For business and technical users
- Treat two-term forecasts as short-horizon estimates, not long-term guarantees.
- Document rule assumptions in reporting so teams can audit reasoning.
- For mission-critical decisions, compare this quick method against full statistical forecasting.
Common Errors and How to Avoid Them
- Using too few terms: Two points can fit infinitely many nonlinear patterns. Add data when possible.
- Ignoring data quality: A single typo can change model detection entirely.
- Confusing difference and ratio: Arithmetic uses subtraction gaps, geometric uses multiplication factors.
- Overextending results: The next two terms are local projections, not guaranteed long-range behavior.
- No contextual check: In real processes, values may be bounded, seasonal, or externally constrained.
Interpreting the Chart Output
The chart displays observed terms and projected terms on the same axis. A smooth linear continuation usually indicates arithmetic assumptions. A rapidly steepening curve often indicates geometric effects. Fibonacci-like predictions can start gently and then accelerate as terms grow. If your chart produces unrealistic jumps, revisit the selected model and verify the source values. Visualization is especially useful for spotting forecast instability that may not be obvious from two computed numbers alone.
Further Learning from Authoritative Sources
If you want deeper sequence theory and algebra support, review instructional materials from university and federal sources. A solid start is Lamar University’s sequence and series tutorial at tutorial.math.lamar.edu. For nationwide mathematics performance context, use the National Center for Education Statistics NAEP mathematics dashboard. For career relevance, track quantitative occupation trends through the U.S. Bureau of Labor Statistics.
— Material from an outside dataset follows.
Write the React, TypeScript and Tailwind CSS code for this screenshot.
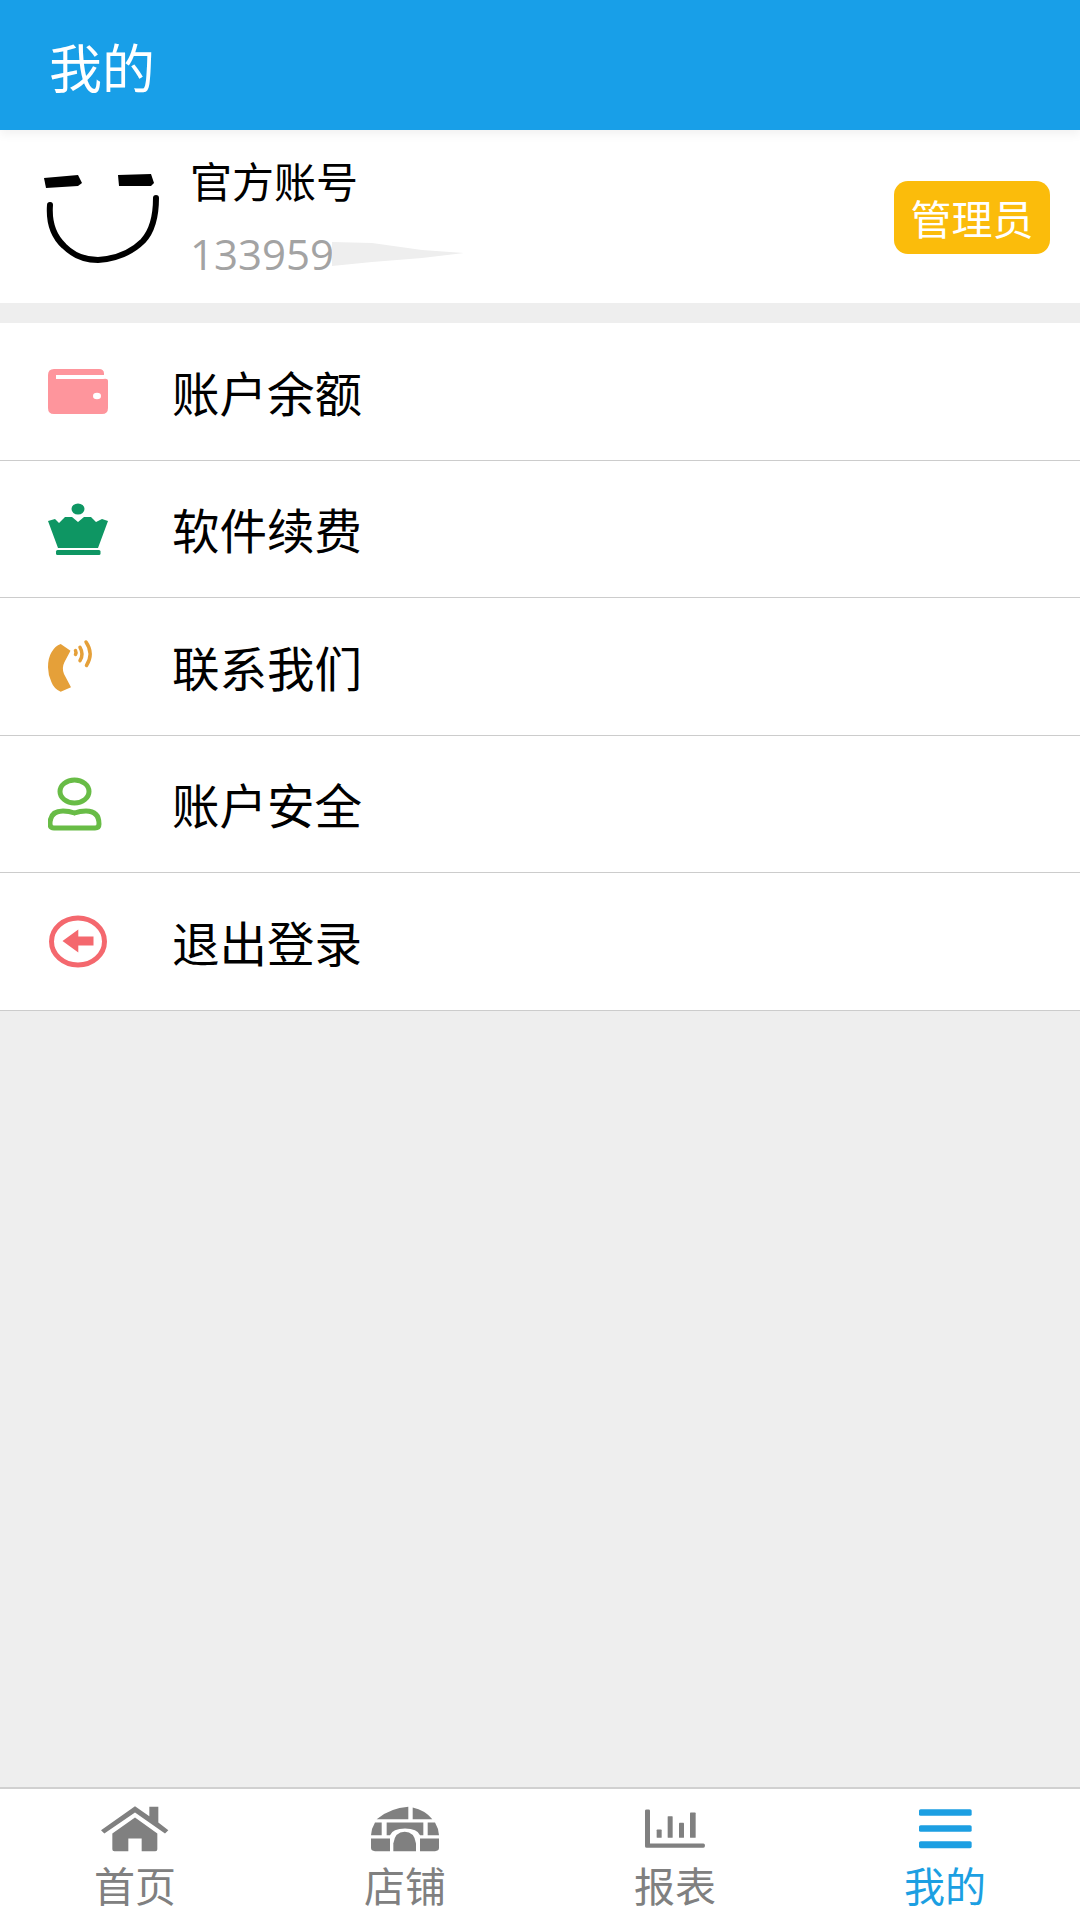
const cjk = "font-['Noto_Sans_CJK_SC','Noto_Sans',sans-serif]";

const WalletIcon = () => (
  <svg width="60" height="60" viewBox="0 0 60 60">
    <path d="M6 8H51Q56 8 56 12.500V14H60V47Q60 53 54 53H6Q0 53 0 47V14Q0 8 6 8Z" fill="#fe959c" />
    <rect x="8" y="14" width="47" height="4" fill="#ffffff" />
    <path d="M55 14H60V20Q60 17 55 18Z" fill="#ffffff" />
    <ellipse cx="49" cy="35" rx="4" ry="3.200" fill="#ffffff" />
  </svg>
);

const CrownIcon = () => (
  <svg width="60" height="60" viewBox="0 0 60 60">
    <ellipse cx="30" cy="10" rx="6.500" ry="5.500" fill="#0e9663" />
    <path d="M0 22L7 20L11 24L17 18H24L30 23L36 18H43L48 23L54 20L60 22L50 49H10Z" fill="#0e9663" />
    <rect x="8" y="51" width="44.500" height="5" rx="1.500" fill="#0e9663" />
  </svg>
);

const PhoneIcon = () => (
  <svg width="60" height="60" viewBox="0 0 60 60">
    <path
      d="M12.700 8L22.500 14.700L16.500 26Q13.500 32 16 38L23 51.300L12.700 55.700Q6 53 3.500 46.300Q0 39 0 31.300Q0 22 3.500 16.300Q7 10 12.700 8Z"
      fill="#e5a039"
    />
    <g fill="none" stroke="#e5a039" strokeWidth="3.500" strokeLinecap="round">
      <path d="M27.500 14.500Q28.500 16.500 27.500 18.500" />
      <path d="M32 11.300Q36 18 32 24.700" />
      <path d="M38 6Q46 17.500 38.500 29.500" />
    </g>
  </svg>
);

const PersonIcon = () => (
  <svg width="60" height="60" viewBox="0 0 60 60" fill="none" stroke="#68bc46" strokeWidth="5">
    <ellipse cx="26.500" cy="17.500" rx="14.500" ry="11.500" />
    <path d="M6 54H47Q51 54 51 50Q51 37 38 37Q32 37 26.500 39Q21 37 15 37Q2 37 2 50Q2 54 6 54Z" />
  </svg>
);

const ExitIcon = () => (
  <svg width="60" height="60" viewBox="0 0 60 60">
    <ellipse cx="30" cy="30.500" rx="26.500" ry="23.500" fill="none" stroke="#f4686e" strokeWidth="5" />
    <path d="M14.500 30L30.300 18.500V25.500H45.500V34.500H30.300V41.500Z" fill="#f4686e" />
  </svg>
);

const menu = [
  { label: "账户余额", icon: <WalletIcon /> },
  { label: "软件续费", icon: <CrownIcon /> },
  { label: "联系我们", icon: <PhoneIcon /> },
  { label: "账户安全", icon: <PersonIcon /> },
  { label: "退出登录", icon: <ExitIcon /> },
];

const HomeIcon = () => (
  <svg width="70" height="47" viewBox="120 75 210 140" fill="#808080">
    <path d="M123 150L225 78L268 108V80H295V127L325 150L315 160L225 97L133 160Z" />
    <path d="M157 160L225 112L292 160V207Q292 213 286 213H245V175H205V213H163Q157 213 157 207Z" />
  </svg>
);

const IglooIcon = () => (
  <svg width="70" height="47" viewBox="930 75 210 140" fill="#808080">
    <path d="M950 117Q990 84 1045 80V117Z" />
    <path d="M1058 82Q1095 90 1117 117H1058Z" />
    <path d="M933 165Q934 145 945 127H965V165Z" />
    <path d="M980 127H1090V165H1080Q1072 145 1035 145Q998 145 990 165H980Z" />
    <path d="M1103 127H1125Q1136 145 1137 165H1103Z" />
    <path d="M933 175H990V213H945Q933 213 933 203Z" />
    <path d="M1000 213V190Q1005 155 1034 155Q1063 155 1068 190V213Z" />
    <path d="M1080 175H1137V203Q1137 213 1125 213H1080Z" />
  </svg>
);

const ChartIcon = () => (
  <svg width="70" height="47" viewBox="120 75 210 140" fill="#808080">
    <path d="M140 88H146Q150 88 150 92V190H310Q315 190 315 196Q315 203 310 203H140Q135 203 135 198V92Q135 88 140 88Z" />
    <rect x="170" y="148" width="15" height="25" rx="2" />
    <rect x="203" y="108" width="15" height="65" rx="2" />
    <rect x="237" y="128" width="15" height="45" rx="2" />
    <rect x="270" y="97" width="17" height="76" rx="2" />
  </svg>
);

const MenuIcon = () => (
  <svg width="70" height="47" viewBox="930 75 210 140" fill="#1c9fe2">
    <rect x="957" y="87" width="158" height="20" rx="5" />
    <rect x="957" y="135" width="158" height="20" rx="5" />
    <rect x="957" y="183" width="158" height="21" rx="5" />
  </svg>
);

const tabs = [
  { label: "首页", icon: <HomeIcon />, active: false },
  { label: "店铺", icon: <IglooIcon />, active: false },
  { label: "报表", icon: <ChartIcon />, active: false },
  { label: "我的", icon: <MenuIcon />, active: true },
];

export default function App() {
  return (
    <div className={`flex h-[1920px] w-[1080px] flex-col overflow-hidden bg-[#eeeeee] ${cjk}`}>
      <header className="relative z-10 flex h-[130px] items-center bg-[#189fe8] pl-[49px] pt-[3px] text-[53px] text-white shadow-[0_4px_10px_rgba(0,0,0,0.06)]">
        我的
      </header>

      <section className="flex h-[173px] items-center bg-white">
        <svg className="ml-[40px] shrink-0" width="120" height="96" viewBox="40 172 120 96">
          <path d="M44 181L78 178L82 186L78 189L46 191Z" fill="#000000" />
          <path d="M118 178L151 177L154 186L151 189L119 189Z" fill="#000000" />
          <path
            d="M50 208Q48 234 64 249Q78 263 98 263Q126 261 143 244Q156 230 156 201"
            fill="none"
            stroke="#000000"
            strokeWidth="6"
            strokeLinecap="round"
          />
        </svg>
        <div className="ml-[30px] flex flex-col">
          <div className="text-[42px] leading-[50px] text-black">官方账号</div>
          <div className="mt-[24px] flex items-center font-['Open_Sans','Noto_Sans',sans-serif] text-[42px] leading-[50px] text-[#a3a3a3]">
            133959
            <svg className="ml-[-2px]" width="132" height="26" viewBox="0 0 132 26">
              <path d="M0 1L40 2L90 9L132 12L90 17L40 21L0 25Z" fill="#eeeeee" />
            </svg>
          </div>
        </div>
        <div className="ml-auto mr-[30px] mt-[2px] flex h-[73px] w-[156px] items-center justify-center rounded-[14px] bg-[#fbbc0b] text-[41px] text-white">
          管理员
        </div>
      </section>

      <ul className="mt-[20px] bg-white">
        {menu.map((item) => (
          <li
            key={item.label}
            className="flex h-[137.500px] items-center border-b border-[#cccccc] pl-[48px]"
          >
            <span className="w-[124px] shrink-0">{item.icon}</span>
            <span className="text-[47.500px] text-black">{item.label}</span>
          </li>
        ))}
      </ul>

      <div className="flex-1" />

      <nav className="grid h-[133px] grid-cols-4 border-t-2 border-[#d0d0d0] bg-white">
        {tabs.map((tab) => (
          <div key={tab.label} className="flex flex-col items-center pt-[16px]">
            {tab.icon}
            <span
              className={`mt-[4px] text-[41px] leading-[56px] ${tab.active ? "text-[#1c9fe2]" : "text-[#808080]"}`}
            >
              {tab.label}
            </span>
          </div>
        ))}
      </nav>
    </div>
  );
}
Together, these sources connect classroom sequence practice with educational outcomes and labor-market demand.
Professional note: Sequence calculators are excellent for rapid checks, homework support, and early-stage forecasting. For regulated, financial, or safety-critical applications, pair sequence-based estimates with robust statistical validation, sensitivity analysis, and domain expert review.